--- REQUIREMENTS ---
Copy out the listing in full, exactly as written, but not its pictures.

== SOURCE EXCERPT ==

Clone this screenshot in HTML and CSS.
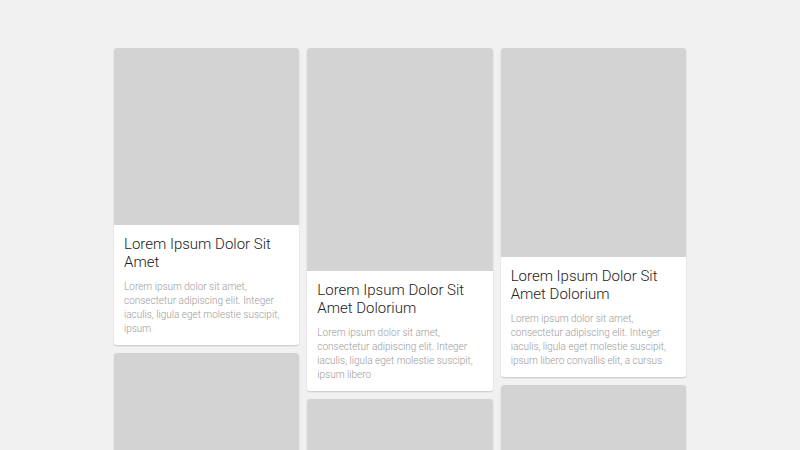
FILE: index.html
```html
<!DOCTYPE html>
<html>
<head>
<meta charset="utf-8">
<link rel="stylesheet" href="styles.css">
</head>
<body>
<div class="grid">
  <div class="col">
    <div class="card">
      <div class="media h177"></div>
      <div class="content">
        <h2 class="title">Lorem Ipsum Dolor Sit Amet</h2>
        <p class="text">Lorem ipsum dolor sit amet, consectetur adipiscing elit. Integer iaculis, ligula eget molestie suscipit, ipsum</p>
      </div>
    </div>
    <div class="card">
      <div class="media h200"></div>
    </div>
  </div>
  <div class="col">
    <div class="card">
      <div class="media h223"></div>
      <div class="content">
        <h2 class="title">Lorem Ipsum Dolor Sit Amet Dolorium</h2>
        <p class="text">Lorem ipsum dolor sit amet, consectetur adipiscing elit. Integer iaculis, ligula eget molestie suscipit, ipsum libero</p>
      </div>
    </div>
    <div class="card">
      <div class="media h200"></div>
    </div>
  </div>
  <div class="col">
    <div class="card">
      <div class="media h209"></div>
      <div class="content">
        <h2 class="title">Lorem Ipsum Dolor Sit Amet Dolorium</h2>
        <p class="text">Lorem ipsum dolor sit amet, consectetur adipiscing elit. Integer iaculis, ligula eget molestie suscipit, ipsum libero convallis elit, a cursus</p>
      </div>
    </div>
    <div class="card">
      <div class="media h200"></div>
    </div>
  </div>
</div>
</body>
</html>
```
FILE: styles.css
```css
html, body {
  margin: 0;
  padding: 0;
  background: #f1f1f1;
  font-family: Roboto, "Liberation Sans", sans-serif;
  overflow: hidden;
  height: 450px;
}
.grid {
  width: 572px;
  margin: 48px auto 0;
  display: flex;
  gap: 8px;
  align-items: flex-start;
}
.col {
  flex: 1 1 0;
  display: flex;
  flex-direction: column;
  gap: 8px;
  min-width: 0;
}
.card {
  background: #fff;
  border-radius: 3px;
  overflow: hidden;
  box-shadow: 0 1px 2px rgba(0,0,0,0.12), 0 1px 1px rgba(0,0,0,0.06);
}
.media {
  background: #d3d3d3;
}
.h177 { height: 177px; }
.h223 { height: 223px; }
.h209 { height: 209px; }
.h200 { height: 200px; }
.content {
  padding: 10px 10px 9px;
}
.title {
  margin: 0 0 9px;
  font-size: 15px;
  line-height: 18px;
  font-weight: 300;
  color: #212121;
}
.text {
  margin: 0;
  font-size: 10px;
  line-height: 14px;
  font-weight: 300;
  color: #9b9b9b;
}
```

===

--- OUTPUT BELOW ---
Clone this screenshot in HTML and CSS.
FILE: index.html
```html
<!DOCTYPE html>
<html>
<head>
<meta charset="utf-8">
<link rel="stylesheet" href="styles.css">
</head>
<body>
<div class="grid">
  <div class="col">
    <div class="card">
      <div class="media h177"></div>
      <div class="content">
        <h2 class="title">Lorem Ipsum Dolor Sit Amet</h2>
        <p class="text">Lorem ipsum dolor sit amet, consectetur adipiscing elit. Integer iaculis, ligula eget molestie suscipit, ipsum</p>
      </div>
    </div>
    <div class="card">
      <div class="media h200"></div>
    </div>
  </div>
  <div class="col">
    <div class="card">
      <div class="media h223"></div>
      <div class="content">
        <h2 class="title">Lorem Ipsum Dolor Sit Amet Dolorium</h2>
        <p class="text">Lorem ipsum dolor sit amet, consectetur adipiscing elit. Integer iaculis, ligula eget molestie suscipit, ipsum libero</p>
      </div>
    </div>
    <div class="card">
      <div class="media h200"></div>
    </div>
  </div>
  <div class="col">
    <div class="card">
      <div class="media h209"></div>
      <div class="content">
        <h2 class="title">Lorem Ipsum Dolor Sit Amet Dolorium</h2>
        <p class="text">Lorem ipsum dolor sit amet, consectetur adipiscing elit. Integer iaculis, ligula eget molestie suscipit, ipsum libero convallis elit, a cursus</p>
      </div>
    </div>
    <div class="card">
      <div class="media h200"></div>
    </div>
  </div>
</div>
</body>
</html>
```
FILE: styles.css
```css
html, body {
  margin: 0;
  padding: 0;
  background: #f1f1f1;
  font-family: Roboto, "Liberation Sans", sans-serif;
  overflow: hidden;
  height: 450px;
}
.grid {
  width: 572px;
  margin: 48px auto 0;
  display: flex;
  gap: 8px;
  align-items: flex-start;
}
.col {
  flex: 1 1 0;
  display: flex;
  flex-direction: column;
  gap: 8px;
  min-width: 0;
}
.card {
  background: #fff;
  border-radius: 3px;
  overflow: hidden;
  box-shadow: 0 1px 2px rgba(0,0,0,0.12), 0 1px 1px rgba(0,0,0,0.06);
}
.media {
  background: #d3d3d3;
}
.h177 { height: 177px; }
.h223 { height: 223px; }
.h209 { height: 209px; }
.h200 { height: 200px; }
.content {
  padding: 10px 10px 9px;
}
.title {
  margin: 0 0 9px;
  font-size: 15px;
  line-height: 18px;
  font-weight: 300;
  color: #212121;
}
.text {
  margin: 0;
  font-size: 10px;
  line-height: 14px;
  font-weight: 300;
  color: #9b9b9b;
}
```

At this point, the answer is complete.